Benjamin Isaac’s geographical and historical essays on the ancient sites are very welcome introductions that provide the inscriptions with their local historical context. Perhaps these components could be further developed by adding (where appropriate) a few general words on the (often very diverse) nature and the historical contribution of the epigraphic heritages of these ancient sites, and (mostly in the case of the exclusively modern find spots) by including a little more archaeological context. Only two maps grace the volume (pp. 737f.). The first one was evidently produced for this volume and shows the area and the find spots it covers, but lacks a caption. The second map, entitled “Roman Roads in Judaea and Arabia” was produced by Israel Roll and Ora Paran years ago for a different publication, and was simply copied into this volume at the expense of the map’s appearance. In this respect, more could have been done. Finally, since the publication of the first volume, a general index is sorely missed. The editors are aware of this. A solution on the Internet, as they originally envisaged, would substantially enhance the usefulness of the published volumes, but, as the editors now announce (p. vii), a general index will only be produced after the edition of all inscriptions is completed. This is regrettable, but when decisions have to be made because of “considerations of time and funds”, the editors’ choice is understandable and surely appropriate.

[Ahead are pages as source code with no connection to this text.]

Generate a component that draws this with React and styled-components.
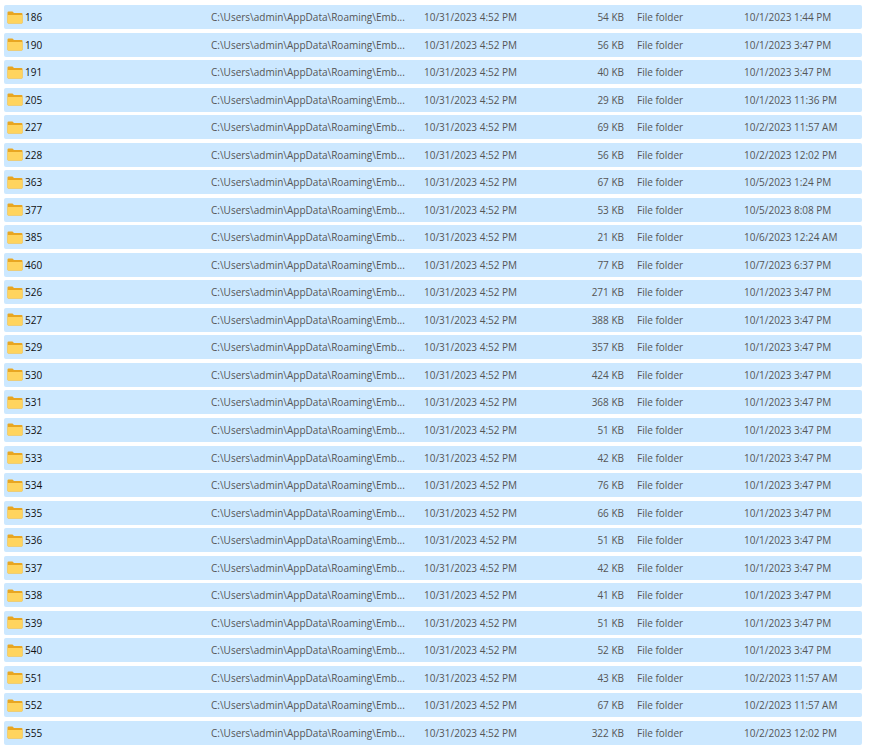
import React from "react";
import styled, { createGlobalStyle } from "styled-components";

const G = createGlobalStyle`
  body { margin: 0; background: #fff; font-family: "Open Sans", "Noto Sans", sans-serif; }
`;
const List = styled.div`
  display: flex; flex-direction: column; gap: 3.54px; padding: 5px 8px 0 4px;
`;
const Row = styled.div`
  display: grid; grid-template-columns: 21px 186px 213px 136px 64px 13px 107px 1fr;
  align-items: center; height: 24px; background: #cce8ff; border-radius: 2px;
  font-size: 10px; color: #555; white-space: nowrap;
`;
const Name = styled.span` color: #111; `;
const Cell = styled.span` overflow: hidden; `;
const Size = styled.span` text-align: right; `;
const Icon = () => (
  <svg width="16" height="13" viewBox="0 0 16 13" style={{ marginLeft: 3 }}>
    <path d="M0.5 1.5 Q0.5 0.5 1.5 0.5 H5.5 L7 2 H14.5 Q15.5 2 15.5 3 V11.5 Q15.5 12.5 14.5 12.5 H1.5 Q0.5 12.5 0.5 11.5Z" fill="#e8a622" />
    <path d="M0.5 4 H15.5 V11.5 Q15.5 12.5 14.5 12.5 H1.5 Q0.5 12.5 0.5 11.5Z" fill="#ffd45e" />
  </svg>
);
const data = [
["186","54 KB","10/1/2023 1:44 PM"],["190","56 KB","10/1/2023 3:47 PM"],["191","40 KB","10/1/2023 3:47 PM"],
["205","29 KB","10/1/2023 11:36 PM"],["227","69 KB","10/2/2023 11:57 AM"],["228","56 KB","10/2/2023 12:02 PM"],
["363","67 KB","10/5/2023 1:24 PM"],["377","53 KB","10/5/2023 8:08 PM"],["385","21 KB","10/6/2023 12:24 AM"],
["460","77 KB","10/7/2023 6:37 PM"],["526","271 KB","10/1/2023 3:47 PM"],["527","388 KB","10/1/2023 3:47 PM"],
["529","357 KB","10/1/2023 3:47 PM"],["530","424 KB","10/1/2023 3:47 PM"],["531","368 KB","10/1/2023 3:47 PM"],
["532","51 KB","10/1/2023 3:47 PM"],["533","42 KB","10/1/2023 3:47 PM"],["534","76 KB","10/1/2023 3:47 PM"],
["535","66 KB","10/1/2023 3:47 PM"],["536","51 KB","10/1/2023 3:47 PM"],["537","42 KB","10/1/2023 3:47 PM"],
["538","41 KB","10/1/2023 3:47 PM"],["539","51 KB","10/1/2023 3:47 PM"],["540","52 KB","10/1/2023 3:47 PM"],
["551","43 KB","10/2/2023 11:57 AM"],["552","67 KB","10/2/2023 11:57 AM"],["555","322 KB","10/2/2023 12:02 PM"]];
export default function App() {
  return (<><G /><List>{data.map(([n,s,d]) => (
    <Row key={n}><Icon /><Name>{n}</Name><Cell>C:\Users\admin\AppData\Roaming\Emb...</Cell>
      <Cell>10/31/2023 4:52 PM</Cell><Size>{s}</Size><span /><Cell>File folder</Cell><Cell>{d}</Cell></Row>
  ))}</List></>);
}
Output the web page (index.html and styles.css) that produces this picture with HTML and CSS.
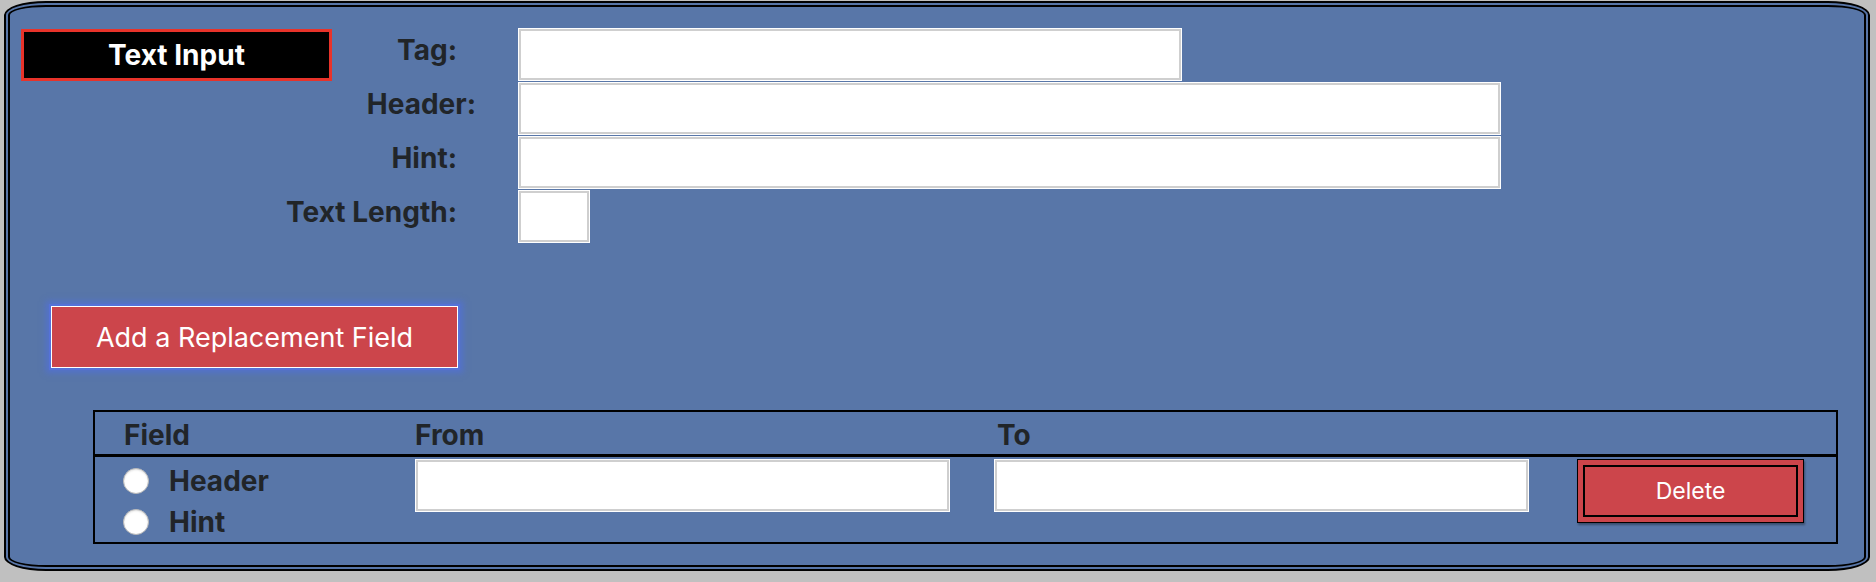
FILE: index.html
```html
<!DOCTYPE html>
<html lang="en">
<head>
<meta charset="utf-8">
<title>Text Input</title>
<link rel="stylesheet" href="styles.css">
</head>
<body>
<div class="panel">
  <div class="form-grid">
    <div class="title">Text Input</div>
    <label class="label label-tag">Tag:</label>
    <input class="field field-tag" type="text">
    <label class="label label-header">Header:</label>
    <input class="field field-wide" type="text">
    <label class="label label-wide">Hint:</label>
    <input class="field field-wide" type="text">
    <label class="label label-wide">Text Length:</label>
    <input class="field field-short" type="text">
  </div>

  <div class="add-row">
    <button class="add-btn" type="button">Add a Replacement Field</button>
  </div>

  <div class="repl-table">
    <div class="th th-field">Field</div>
    <div class="th th-from">From</div>
    <div class="th th-to">To</div>
    <div class="th"></div>

    <div class="td td-field">
      <label class="radio-row"><input type="radio" name="f1" class="radio"><span>Header</span></label>
      <label class="radio-row"><input type="radio" name="f1" class="radio"><span>Hint</span></label>
    </div>
    <div class="td"><input class="field cell-input" type="text"></div>
    <div class="td"><input class="field cell-input" type="text"></div>
    <div class="td"><button class="del-btn" type="button">Delete</button></div>
  </div>
</div>
</body>
</html>
```

FILE: styles.css
```css
html, body {
  margin: 0;
  padding: 0;
}
body {
  background: #c0c0c0;
  font-family: Inter, "Noto Sans", "Liberation Sans", sans-serif;
  color: #212529;
  width: 1876px;
  height: 582px;
  overflow: hidden;
}
.panel {
  box-sizing: border-box;
  margin: 1px 6px 0 4px;
  height: 570px;
  background: #5876a8;
  border: 6px double #000;
  border-radius: 42px / 14px;
  padding: 21px 26px 0 11px;
}

/* top form */
.form-grid {
  display: grid;
  grid-template-columns: 311px 186px 1fr;
  grid-auto-rows: 52px;
  row-gap: 2px;
  align-items: center;
}
.title {
  grid-column: 1;
  grid-row: 1;
  box-sizing: border-box;
  height: 52px;
  background: #000;
  border: 3px solid #e8332a;
  color: #fff;
  font-weight: 700;
  font-size: 28px;
  display: flex;
  align-items: center;
  justify-content: center;
  margin-top: 1px;
}
.label {
  font-weight: 700;
  font-size: 28px;
  text-align: right;
  padding-right: 61px;
  padding-bottom: 8px;
  white-space: nowrap;
}
.label-tag {
  grid-column: 2;
}
.label-header {
  grid-column: 1 / 3;
  padding-right: 42px;
}
.label-wide {
  grid-column: 1 / 3;
}
.field {
  box-sizing: border-box;
  height: 53px;
  background: #fff;
  border: 1px solid #fff;
  box-shadow: inset 0 0 0 2px #cfcfcf;
  outline: none;
  padding: 0 8px;
  font: inherit;
  margin: 0;
}
.form-grid .field {
  grid-column: 3;
}
.field-tag {
  width: 664px;
}
.field-wide {
  width: 983px;
}
.field-short {
  width: 72px;
}

/* add button */
.add-row {
  margin-top: 64px;
  padding-left: 30px;
}
.add-btn {
  box-sizing: border-box;
  width: 407px;
  height: 62px;
  background: #cc454b;
  color: #fff;
  border: 1.5px solid #fff;
  font-family: inherit;
  font-size: 27px;
  font-weight: 400;
  box-shadow: 0 0 0 2px #5572d8, 0 0 6px 5px rgba(82, 112, 216, 0.75);
  cursor: pointer;
}

/* replacement table */
.repl-table {
  margin-top: 42px;
  margin-left: 72px;
  border: 2px solid #000;
  display: grid;
  grid-template-columns: 320px 579px 583px 1fr;
}
.th {
  box-sizing: border-box;
  height: 45px;
  border-bottom: 3px solid #000;
  font-weight: 700;
  font-size: 28px;
  display: flex;
  align-items: center;
  padding-top: 3px;
}
.th-field {
  padding-left: 29px;
}
.th-to {
  padding-left: 3px;
}
.td {
  height: 85px;
  padding-top: 2px;
  box-sizing: border-box;
}
.td-field {
  padding-left: 28px;
  padding-top: 3px;
  display: flex;
  flex-direction: column;
}
.radio-row {
  display: flex;
  align-items: center;
  gap: 20px;
  height: 42px;
  font-weight: 700;
  font-size: 28px;
}
.radio {
  appearance: none;
  -webkit-appearance: none;
  margin: 0;
  width: 26px;
  height: 26px;
  border-radius: 50%;
  background: #fff;
  border: 1px solid #b8b8b8;
  box-shadow: inset 0 1px 2px rgba(0,0,0,0.12);
}
.cell-input {
  width: 535px;
}
.del-btn {
  box-sizing: border-box;
  width: 227px;
  height: 64px;
  background: #cc454b;
  color: #fff;
  font-family: inherit;
  font-size: 23px;
  border: 1.5px solid #000;
  box-shadow: inset 0 0 0 5px #cc454b, inset 0 0 0 7px #000, 1px 2px 2px rgba(0,0,0,0.35);
  cursor: pointer;
}
```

The bulk of the inscriptions included in this volume consists of modest (predominantly Greek) funerary epitaphs and small fragments. The single largest group contains eighty 3rd – 6th century CE funerary inscriptions from the ancient necropolis of Ioppe (Jaffa) (nos. 2174-2255), which have therefore rightly received an important introduction of their own (pp. 36-38). The second largest group is supplied by the above-mentioned seventy weights manufactured in Anthedon, Ascalon, Gaza and Raphia, but of unknown provenance (nos. 2579-2648). In addition to these, inscriptions counting among the instrumentum domesticum (including many more weights) make up more than half of the entries for Iamnia (nos. 2269-80) and Azotus (2298-2309) and nearly half of the entries for Ascalon (2353-94). Another prominent feature of this volume is the large number of inscriptions in mosaics (nos. 2166-68. 2255. 2264. 2297. 2313-16. 2318. 2321-24. 2327. 2424-29. 2432. 2443-58. 2460-61. 2531-33. 2539. 2542-47). Nearly all these are in Greek (no. 2168 is in Aramaic, 2461 in Hebrew) and originate from the floors of churches, monasteries or synagogues (notable pagan exceptions are nos. 2568-69).

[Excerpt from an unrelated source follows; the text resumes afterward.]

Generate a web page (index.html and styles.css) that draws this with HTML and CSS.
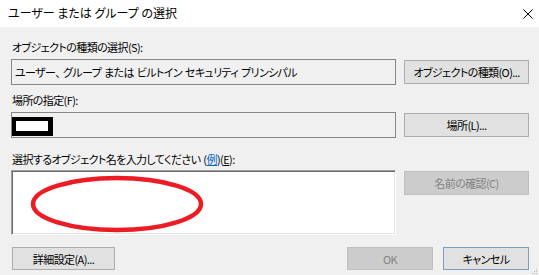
FILE: index.html
```html
<!DOCTYPE html>
<html lang="ja">
<head>
  <meta charset="UTF-8" />
  <title>ユーザー または グループ の選択</title>
  <link rel="stylesheet" href="styles.css">
</head>
<body>

<!-- タイトルバー -->
<div class="titlebar">
  <span class="title">ユーザー または グループ の選択</span>
  <svg class="close" width="10" height="10" viewBox="0 0 10 10">
    <path d="M0.5 0.5 L9.5 9.5 M9.5 0.5 L0.5 9.5" stroke="#000" stroke-width="1" fill="none"/>
  </svg>
</div>

<div class="content">
  <div class="label first">オブジェクトの種類の選択(S):</div>
  <div class="row">
    <div class="field">ユーザー、 グループ または ビルトイン セキュリティ プリンシパル</div>
    <button class="btn">オブジェクトの種類(O)...</button>
  </div>

  <div class="label">場所の指定(F):</div>
  <div class="row">
    <div class="field"><span class="redact"></span></div>
    <button class="btn">場所(L)...</button>
  </div>

  <div class="label wide">選択するオブジェクト名を入力してください (<span class="link">例</span>)(<u>E</u>):</div>
  <div class="row top">
    <div class="names">
      <svg class="circle" width="176" height="58" viewBox="0 0 176 58">
        <ellipse cx="88" cy="29" rx="84" ry="26" stroke="#ed1c24" stroke-width="4.5" fill="none"/>
      </svg>
    </div>
    <button class="btn disabled">名前の確認(C)</button>
  </div>

  <div class="footer">
    <button class="btn advanced">詳細設定(A)...</button>
    <div class="actions">
      <button class="btn disabled small">OK</button>
      <button class="btn default small">キャンセル</button>
    </div>
  </div>
</div>

<svg class="grip" width="6" height="6" viewBox="0 0 6 6">
  <rect x="4" y="0" width="1" height="1" fill="#b8b8b8"/>
  <rect x="2" y="2" width="1" height="1" fill="#b8b8b8"/>
  <rect x="4" y="2" width="1" height="1" fill="#b8b8b8"/>
  <rect x="0" y="4" width="1" height="1" fill="#b8b8b8"/>
  <rect x="2" y="4" width="1" height="1" fill="#b8b8b8"/>
  <rect x="4" y="4" width="1" height="1" fill="#b8b8b8"/>
</svg>

</body>
</html>
```

FILE: styles.css
```css
body { margin: 0; width: 539px; height: 275px; overflow: hidden; position: relative; background: #f0f0f0; color: #000; font-family: "Noto Sans CJK JP", sans-serif; font-size: 11px; letter-spacing: -0.6px; word-spacing: 1px; font-feature-settings: "palt"; }
.titlebar { height: 27px; box-sizing: border-box; background: #fff; display: flex; align-items: center; justify-content: space-between; padding: 0 6px 2px 8px; }
.title { font-size: 12px; letter-spacing: 0; word-spacing: 0; }
.close { margin-top: 2px; }
.content { padding: 12px 10px 0 11px; }
.label { height: 16px; line-height: 16px; margin: 7px 0 4px 1px; white-space: nowrap; }
.label.first { margin-top: 0; }
.label.wide { margin-top: 13px; margin-bottom: 3px; }
.link { color: #0066cc; text-decoration: underline; }
.row { display: grid; grid-template-columns: 385px 125px; column-gap: 8px; align-items: center; }
.row.top { align-items: start; }
.field { height: 26px; box-sizing: border-box; border: 1px solid #868686; padding-left: 3px; line-height: 24px; white-space: nowrap; overflow: hidden; display: flex; align-items: center; }
.redact { width: 32px; height: 10px; border: 5px solid #000; border-top-width: 4px; background: #fff; margin-left: -4px; margin-top: 2px; }
.names { height: 65px; box-sizing: border-box; background: #fff; border: 1px solid; border-color: #a0a0a0 #fff #fff #a0a0a0; box-shadow: inset 1px 1px 0 #696969, inset -1px -1px 0 #e3e3e3; position: relative; }
.circle { position: absolute; left: 17px; top: 4px; }
.btn { height: 24px; box-sizing: border-box; border: 1px solid #adadad; background: #e1e1e1; color: #000; font: inherit; letter-spacing: inherit; word-spacing: inherit; padding: 0; white-space: nowrap; }
.row.top .btn { margin-top: 1px; }
.btn.disabled { background: #cccccc; border-color: #bfbfbf; color: #838383; }
.btn.default { border-color: #7a9dc0; }
.footer { display: flex; justify-content: space-between; margin-top: 12px; }
.advanced { width: 103px; height: 23px; margin-left: 1px; }
.actions { display: flex; gap: 10px; }
.small { width: 86px; height: 23px; }
.grip { position: absolute; right: 1px; bottom: 0; }
```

The primary achievement of this volume no doubt lies in the collection and reliable scholarly presentation of nearly the entire ancient epigraphic heritage of the areas concerned, irrespective of the languages of the inscriptions. (Perhaps it would also have been worthwhile to search for a way to include the texts of reproduced inscriptions such as stamped tiles etc.). Nevertheless, there are also several texts of particular historical, cultural or linguistic interest. Thus, one might mention, from Ioppe, a dedication to king Ptolemy IV, as well as the base, from the reign of the Roman emperor Claudius, for an honorary statue of the Roman senator L. Popillius Balbus (nos. 2172-73). Iamnia produced a Samaritan Aramaic and Samaritan Hebrew inscription from the late Byzantine or early Arab period (no. 2265), a Greek letter of Antiochus V Eupator with a petition of the Iamnians to Antiochus from mid 163 BCE (no. 2267), a Latin funerary inscription for the wife of an imperial freedman and procurator (no. 2268), and a group of lead sling bullets, some of which (at least) can be associated with the Seleucid pretender Tryphon (nos. 2274-78). A substantial 3rd century BCE Phoenician dedication was found at the site of Cariathmaus (no. 2293). Four Greek inscriptions of the 5th and early 7th century CE from the synagogues of Ascalon (nos. 2321-24) and a Greek inscription (probably from the base of a statue) honoring a Roman centurion from the reign of Nero, who is also known from an inscription on the statue of Memnon in Egypt (no. 2335), have survived, unlike a now lost bronze inscription from the same site proclaiming privileges for the local Jews that Julius Caesar decreed in 44 BCE (no. 2332). Two fragments of a Greek inscription that appears to have been a letter of a Hellenistic king have been found at Anthedon (no. 2439). From Gaza the volume presents, among other inscriptions, a Late Antique Greek inscription on the renewal of the city walls (no. 2475), a 3rd century BCE funerary epigram for a Ptolemaic officer (no. 2482), and a Greek verse epitaph from 569 CE (no. 2503). Around 13 kilometers further south, the site of Tell Jemmeh / Kh. Jamma has produced several Aramaic ostraca (receipts?) from the 4th century BCE (nos. 2548-59). A funerary monument with a poem for a Roman tribunus militum from the beginning of the 3rd century CE is among the remarkable entries from Raphia (no. 2565).
One should not expect any volume of this kind to contain an entirely representative overview of the ancient epigraphic production of the regions it covers. Too much has been lost and destroyed over the centuries. The extent of this loss is another of the many insights this volume provides. Yet, by incorporating all surviving inscriptions of local production (as far as their current location is know), irrespective of their language(s) and including the instrumentum domesticum, the editors have not only provided reliable access to all of these sources, but also remind the reader of the enormous range of objects that could be and were inscribed in antiquity. Overall, the editors have thus produced another highly welcome part of what is already an invaluable research tool for all those who are interested in the history and culture of the ancient Near East — Judaea /Palaestina in particular — as well as the rich multi-lingual epigraphic heritage of this part of the ancient world. Whatever minor flaws one might detect, they fade away in the light of the great merits of this volume and the entire series. While we anxiously await the next volumes, the editors are to be congratulated without reservation.